All of us that fish have enjoyed a leisurely fishing trip to a local pond at one time or another. And we’ve all heard the story of the Leviathan-sized fish that supposedly lived in the middle of the pond, even though all we ever caught were small to medium-sized denizens. At least for my generation, pond-fishing was an important part of growing up, and helped shape us into what we would become. I could write a book on all the fond memories, funny stories and adventures I’ve had pond fishing as a youth. And my tastes haven’t changed. I still love dropping a line in a nice pond or two.
You may not believe it, but there really are some respectable fish living in some of the smallest, most overgrown ponds you can imagine. And they can be caught with the right techniques. The trick is that ponds require special equipment and tactics to be really successful.
Location Is Everything…
To be successful on a pond, you need to understand the structure and basic ecology of that pond. This is crucial unless you are happy with just a Hit and Miss approach. You need to find where the deepest spots are, inlets, shelves, and potholes. Pay attention to the shoreline structure. And most importantly, be sure the pond is not on private property, and if it is, be sure you have permission from the owner to fish there. Nothing ruins a fishing trip like having to deal with an irritated land-owner, or worse, the police. Also, make sure you have a valid Fishing License. Only landowners and their families are allowed to fish on their own property without a license in most states. And in some states, even they have to have a license to fish on their own property. Don’t take a chance. Fishing Licences are cheaper than the fines for not having one.
The Air That They Breathe…
Oxygen is the key to success. Fish may live in the water but they breathe oxygen just like we do. They just get it in a different manner. All things being equal, a larger body of water should hold more oxygen than a smaller one, but this may not always be the case. Many things can affect the amount of oxygen in the water. The first things to look for are inlets and outlets. These carry fresh oxygen and new food into the pond, keep the water temperature cooler than stagnant water would be, supply a little current, and carry waste materials out. These are vital to a healthy pond economy. Fishing anywhere near the inlets and outlets is always a good strategy.
When Fish Go ‘Green’…
The next thing to look for is what type of vegetation there is. Things like cattails, Hydrilla, duckweed, lily pads, lotus, etc… are all good indications that the pond has plenty of oxygen and a healthy ecosystem. These plants put oxygen into the water by the process of photosynthesis. Large areas of floating, slimy, yucky algae, on the other hand, are indications that the water has a very low oxygen level, and will probably only be able to sustain carp, gar, and a few other less desirable fish (I do like carp and gar, but they have to come from clean water to be really edible……).

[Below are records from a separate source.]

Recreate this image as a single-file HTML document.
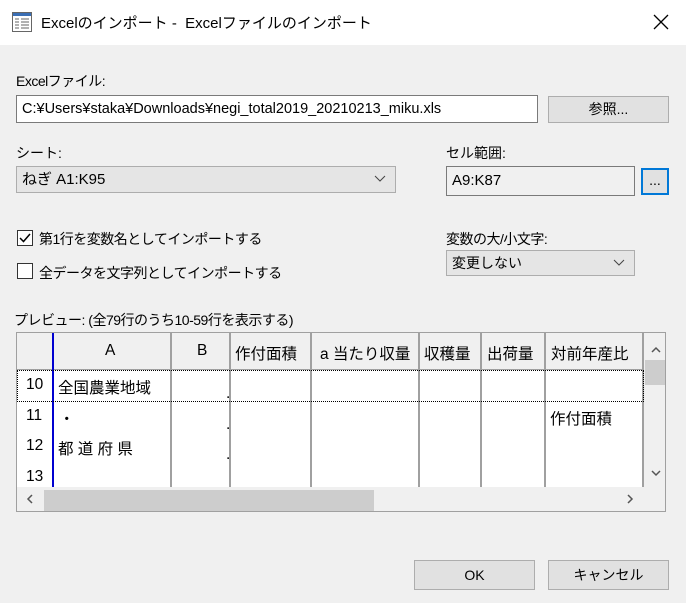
<!DOCTYPE html><html><head><meta charset="utf-8"><style>
*{box-sizing:border-box}body{margin:0;width:686px;height:603px;background:#f0f0f0;font-family:"Liberation Sans","Noto Sans CJK JP",sans-serif;font-size:14px;color:#000;position:relative;overflow:hidden}
.a{position:absolute}
.title{left:0;top:0;width:686px;height:45px;background:#fff}
.box{background:#fff;border:1px solid #7a7a7a;padding:0 5px;line-height:26px;white-space:nowrap}
.btn{background:#e1e1e1;border:1px solid #adadad;text-align:center}
.sel{background:#e5e5e5;border:1px solid #adadad;padding-left:5px}
.cb{width:16px;height:16px;border:1px solid #333;background:#fff}
.c{position:absolute;border-right:2px solid #a0a0a0;height:100%;top:0}
.g{font-size:15.5px}
.n{letter-spacing:-0.5px}
</style></head><body>
<div class="a title"></div>
<svg class="a" style="left:12px;top:12px" width="20" height="21"><rect x="0.5" y="0.5" width="19" height="19" fill="#fff" stroke="#666"/><rect x="1" y="1" width="18" height="3" fill="#3b6fb5"/><path d="M3 7h4M3 10h4M3 13h4M3 16h4M9 7h8M9 10h8M9 13h8M9 16h8" stroke="#666"/></svg>
<div class="a" style="left:41px;top:12px;font-size:15px">Excelのインポート -&nbsp; Excelファイルのインポート</div>
<svg class="a" style="left:653px;top:14px" width="16" height="16"><path d="M1 1L15 15M15 1L1 15" stroke="#000" stroke-width="1.3"/></svg>
<div class="a n" style="left:16px;top:71px">Excelファイル:</div>
<div class="a box" style="left:16px;top:95px;width:522px;height:28px;font-size:14.5px">C:¥Users¥staka¥Downloads¥negi_total2019_20210213_miku.xls</div>
<div class="a btn" style="left:548px;top:96px;width:121px;height:27px;line-height:25px">参照...</div>
<div class="a" style="left:16px;top:143px">シート:</div>
<div class="a sel" style="left:16px;top:166px;width:380px;height:27px;line-height:25px;font-size:15px">ねぎ A1:K95</div>
<svg class="a" style="left:374px;top:175px" width="12" height="8"><path d="M1 1l5 5 5-5" fill="none" stroke="#444"/></svg>
<div class="a" style="left:446px;top:143px">セル範囲:</div>
<div class="a box" style="left:446px;top:166px;width:189px;height:30px;background:#f0f0f0;border-color:#7a7a7a;line-height:28px;font-size:15px">A9:K87</div>
<div class="a btn" style="left:641px;top:168px;width:28px;height:27px;border:2px solid #0078d7;line-height:20px">...</div>
<div class="a cb" style="left:17px;top:230px"></div>
<svg class="a" style="left:18px;top:231px" width="14" height="14"><path d="M2 7l3.5 3.5L12 3" fill="none" stroke="#000" stroke-width="1.5"/></svg>
<div class="a n" style="left:39px;top:229px">第1行を変数名としてインポートする</div>
<div class="a cb" style="left:17px;top:263px"></div>
<div class="a n" style="left:39px;top:263px">全データを文字列としてインポートする</div>
<div class="a n" style="left:446px;top:229px">変数の大/小文字:</div>
<div class="a sel" style="left:446px;top:250px;width:189px;height:26px;line-height:24px">変更しない</div>
<svg class="a" style="left:613px;top:259px" width="12" height="8"><path d="M1 1l5 5 5-5" fill="none" stroke="#444"/></svg>
<div class="a n" style="left:14px;top:310px">プレビュー: (全79行のうち10-59行を表示する)</div>
<div class="a g" style="left:16px;top:332px;width:650px;height:180px;border:1px solid #a0a0a0;background:#fff;overflow:hidden">
 <div class="a" style="left:0;top:0;width:627px;height:37px;background:#f0f0f0;border-bottom:1px solid #a0a0a0"></div>
 <div class="c" style="left:153px;height:154px"></div><div class="c" style="left:212px;height:154px"></div><div class="c" style="left:293px;height:154px"></div><div class="c" style="left:401px;height:154px"></div><div class="c" style="left:463px;height:154px"></div><div class="c" style="left:527px;height:154px"></div><div class="c" style="left:625px;height:154px"></div>
 <div class="a" style="left:35px;top:0;width:2px;height:154px;background:#0000d0"></div>
 <div class="a" style="left:0;top:37px;width:627px;height:32px;border:1px dotted #000"></div>
 <div class="a" style="top:9px;left:88px">A</div><div class="a" style="top:9px;left:180px">B</div>
 <div class="a" style="top:9px;left:218px">作付面積</div><div class="a" style="top:9px;left:303px">a 当たり収量</div><div class="a" style="top:9px;left:407px">収穫量</div><div class="a" style="top:9px;left:470px">出荷量</div><div class="a" style="top:9px;left:534px">対前年産比</div>
 <div class="a" style="top:43px;left:9px">10</div><div class="a" style="top:43px;left:41px">全国農業地域</div>
 <div class="a" style="top:74px;left:9px">11</div><div class="a" style="top:74px;left:42px">・</div><div class="a" style="top:74px;left:533px">作付面積</div>
 <div class="a" style="top:104px;left:9px">12</div><div class="a" style="top:104px;left:41px">都 道 府 県</div>
 <div class="a" style="top:135px;left:9px">13</div>
 <div class="a" style="top:52px;left:209px">.</div><div class="a" style="top:83px;left:209px">.</div><div class="a" style="top:113px;left:209px">.</div><div class="a" style="top:143px;left:209px">.</div>
 <div class="a" style="left:0;top:154px;width:627px;height:25px;background:#f0f0f0"></div>
 <div class="a" style="left:27px;top:157px;width:330px;height:21px;background:#cdcdcd"></div>
 <div class="a" style="left:627px;top:0;width:22px;height:180px;background:#f0f0f0"></div>
 <div class="a" style="left:628px;top:27px;width:22px;height:25px;background:#cdcdcd"></div>
 <svg class="a" style="left:634px;top:13px" width="10" height="8"><path d="M1 6l4-4 4 4" fill="none" stroke="#555" stroke-width="1.5"/></svg>
 <svg class="a" style="left:634px;top:136px" width="10" height="8"><path d="M1 2l4 4 4-4" fill="none" stroke="#555" stroke-width="1.5"/></svg>
 <svg class="a" style="left:9px;top:161px" width="8" height="10"><path d="M6 1L2 5l4 4" fill="none" stroke="#555" stroke-width="1.5"/></svg>
 <svg class="a" style="left:609px;top:161px" width="8" height="10"><path d="M2 1l4 4-4 4" fill="none" stroke="#555" stroke-width="1.5"/></svg>
</div>
<div class="a btn" style="left:414px;top:560px;width:121px;height:30px;line-height:28px">OK</div>
<div class="a btn" style="left:548px;top:560px;width:121px;height:30px;line-height:28px">キャンセル</div>
</body></html>
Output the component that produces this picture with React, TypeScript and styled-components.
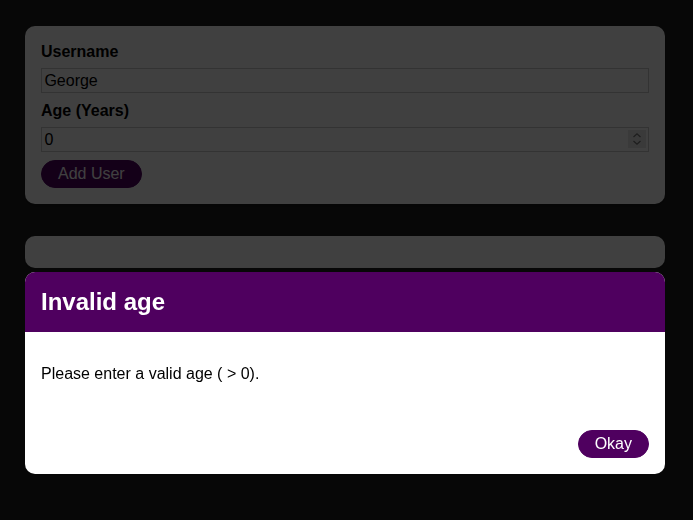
import { useState } from "react";
import styled, { createGlobalStyle } from "styled-components";

const GlobalStyle = createGlobalStyle`
  * {
    box-sizing: border-box;
  }
  html {
    font-family: "Liberation Sans", Arial, sans-serif;
  }
  body {
    margin: 0;
    background: #1f1f1f;
  }
`;

const Page = styled.div`
  padding: 26px 0 0 25px;
`;

const Card = styled.div`
  background: white;
  border-radius: 10px;
  box-shadow: 0 2px 8px rgba(0, 0, 0, 0.26);
  width: 640px;
`;

const Form = styled(Card).attrs({ as: "form" })`
  padding: 16px;
  margin-bottom: 32px;
`;

const Label = styled.label`
  display: block;
  font-weight: bold;
  font-size: 16px;
  padding-top: 1px;
  margin-bottom: 7px;
`;

const Field = styled.div`
  position: relative;
  margin-bottom: 8px;
`;

const Input = styled.input`
  font: inherit;
  font-size: 16px;
  display: block;
  width: 100%;
  border: 1px solid #ccc;
  padding: 3px 2.4px 1.8px;
  &:focus {
    outline: none;
    border-color: #4f005f;
  }
  &::-webkit-inner-spin-button,
  &::-webkit-outer-spin-button {
    -webkit-appearance: none;
    margin: 0;
  }
`;

// the spin box the browser shows on a hovered number field
const Spinner = styled.span`
  position: absolute;
  top: 3px;
  right: 3px;
  width: 18px;
  height: 18px;
  background: #e8e8e8;
  display: flex;
  align-items: center;
  justify-content: center;
  pointer-events: none;
`;

const Button = styled.button`
  font: inherit;
  font-size: 16px;
  border: 1px solid #4f005f;
  background: #4f005f;
  color: white;
  padding: 4px 16px;
  border-radius: 14px;
  cursor: pointer;
`;

const UserList = styled(Card).attrs({ as: "ul" })`
  list-style: none;
  margin: 0;
  padding: 16px;
`;

const Backdrop = styled.div`
  position: fixed;
  inset: 0;
  z-index: 10;
  background: rgba(0, 0, 0, 0.75);
`;

const Modal = styled(Card)`
  position: fixed;
  top: 272px;
  left: 25px;
  z-index: 100;
  overflow: hidden;
`;

const ModalHeader = styled.header`
  background: #4f005f;
  padding: 16px;
  h2 {
    margin: 0;
    color: white;
    font-size: 24px;
  }
`;

const ModalContent = styled.div`
  padding: 16px;
  p {
    margin: 17px 0 15px;
    font-size: 16px;
  }
`;

const ModalActions = styled.footer`
  padding: 16px;
  display: flex;
  justify-content: flex-end;
`;

function App() {
  const [name, setName] = useState("George");
  const [age, setAge] = useState("0");
  const [error, setError] = useState(true);

  return (
    <>
      <GlobalStyle />
      <Page>
        <Form onSubmit={(e: React.FormEvent) => { e.preventDefault(); setError(true); }}>
          <Label htmlFor="username">Username</Label>
          <Field>
            <Input id="username" type="text" value={name} onChange={(e) => setName(e.target.value)} />
          </Field>
          <Label htmlFor="age">Age (Years)</Label>
          <Field>
            <Input id="age" type="number" value={age} onChange={(e) => setAge(e.target.value)} />
            <Spinner>
              <svg width="10" height="14" viewBox="0 0 10 14" fill="none" stroke="#777" strokeWidth="1.3">
                <path d="M1.5 5 L5 1.8 L8.5 5" />
                <path d="M1.5 9 L5 12.2 L8.5 9" />
              </svg>
            </Spinner>
          </Field>
          <Button type="submit">Add User</Button>
        </Form>
        <UserList />
      </Page>
      {error && (
        <>
          <Backdrop onClick={() => setError(false)} />
          <Modal>
            <ModalHeader>
              <h2>Invalid age</h2>
            </ModalHeader>
            <ModalContent>
              <p>Please enter a valid age ( &gt; 0).</p>
            </ModalContent>
            <ModalActions>
              <Button onClick={() => setError(false)}>Okay</Button>
            </ModalActions>
          </Modal>
        </>
      )}
    </>
  );
}

export default App;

Other things to look for are crawfish, turtles, frogs, snakes, salamanders, newts, ducks, nutria, geese, beaver, mink, otters, etc… These are also good indicators of a healthy ecosystem. Watch for dragonflies, damselflies, Water Boatmen, whirly bugs, mayflies, helgramites, nymphs, and mudskippers. Even some land animals like racoons, skunks, bobcats, and bears, depend on ponds for a large part of their well-being. If it’s clean enough for them to drink, it probably has enough oxygen for at least some fish.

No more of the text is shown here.